Sitting in the classroom listening to the students, many of whom were great orators, great linguists, some of them were beginners (there were underclassmen also taking this course), i developed a love, an interest for poetry. Doesn't have to be a master poet, can be a beginner poet, can even be a 'bad poet', but a poet none-theless. The appreciation on my part is not so much on the writing style; as there are multiple styles in poetry, but more so on the message being expressed. The raw emotional feelings , sensations that are expressed reminds us of old burns, recent burns, old passions, recent passions, and even for some---a sense of longing that one has never experienced.
So that said, let the poets (masters, intermediate, beginners, and even the 'not so good') share their thoughts. Let them.
they should. their works may even end up in hallmark cards. but confound it, let the passage of years put them in the pantheon of poets. it is not for them to call themselves poets.
There is beauty and humanism in poetry. Besides, many of the now-famous, now-accepted poets were once unaccepted and shunned during their own times.
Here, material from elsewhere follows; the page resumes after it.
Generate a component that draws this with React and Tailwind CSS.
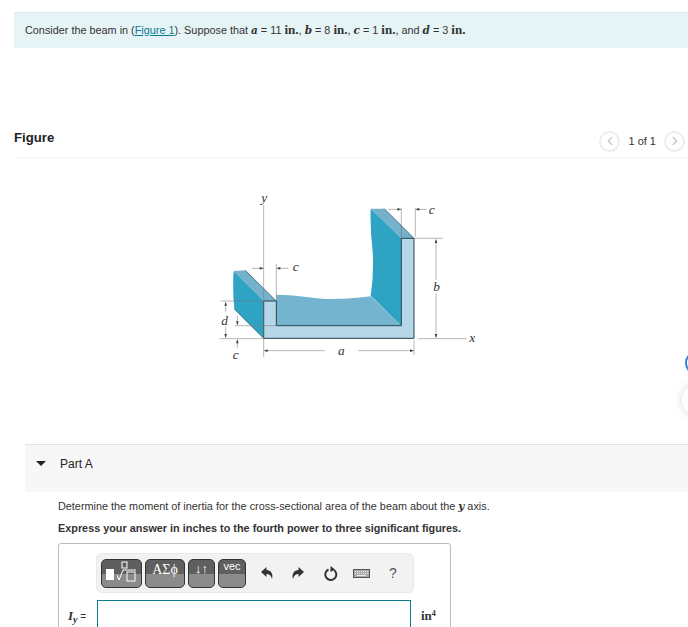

as most poets were, and are. sometimes, the opposite even happens. compared to his wife elizabeth barrett browning, robert browning was considered a minor poet during the victorian period of his lifetime. it was only in the 1960s that his works were taken more seriously, which turned out to be consistently sinewy. it's his wife now who is deemed as the "lesser god". as i've said earlier, people can write poetry or what passes off as poetry all they can, but rarely would a real poet rise from among them.
Arthur Rimbaud , a French poet, best expounds on this:
A poet makes himself a visionary through a long, boundless, and systematized disorganization of all the senses. All forms of love, of suffering, of madness; he searches himself, he exhausts within himself all poisons, and preserves their quintessences. Unspeakable torment, where he will need the greatest faith, a superhuman strength, where he becomes all men: the great invalid, the great criminal, the great accursed—and the Supreme Scientist! For he attains the unknown! Because he has cultivated his soul, already rich, more than anyone! He attains the unknown, and, if demented, he finally loses the understanding of his visions, he will at least have seen them! So what if he is destroyed in his ecstatic flight through things unheard of, unnameable: other horrible workers will come; they will begin at the horizons where the first one has fallen!as in everything else, some do fall by the wayside, poets or not. but there will always be others who will pick up from where someone had left off. rimbaud himself, a prodigy, wrote all of his best poetry in less than five years while others took a lifetime. he had what it took to be a poet that some should not pretend to have.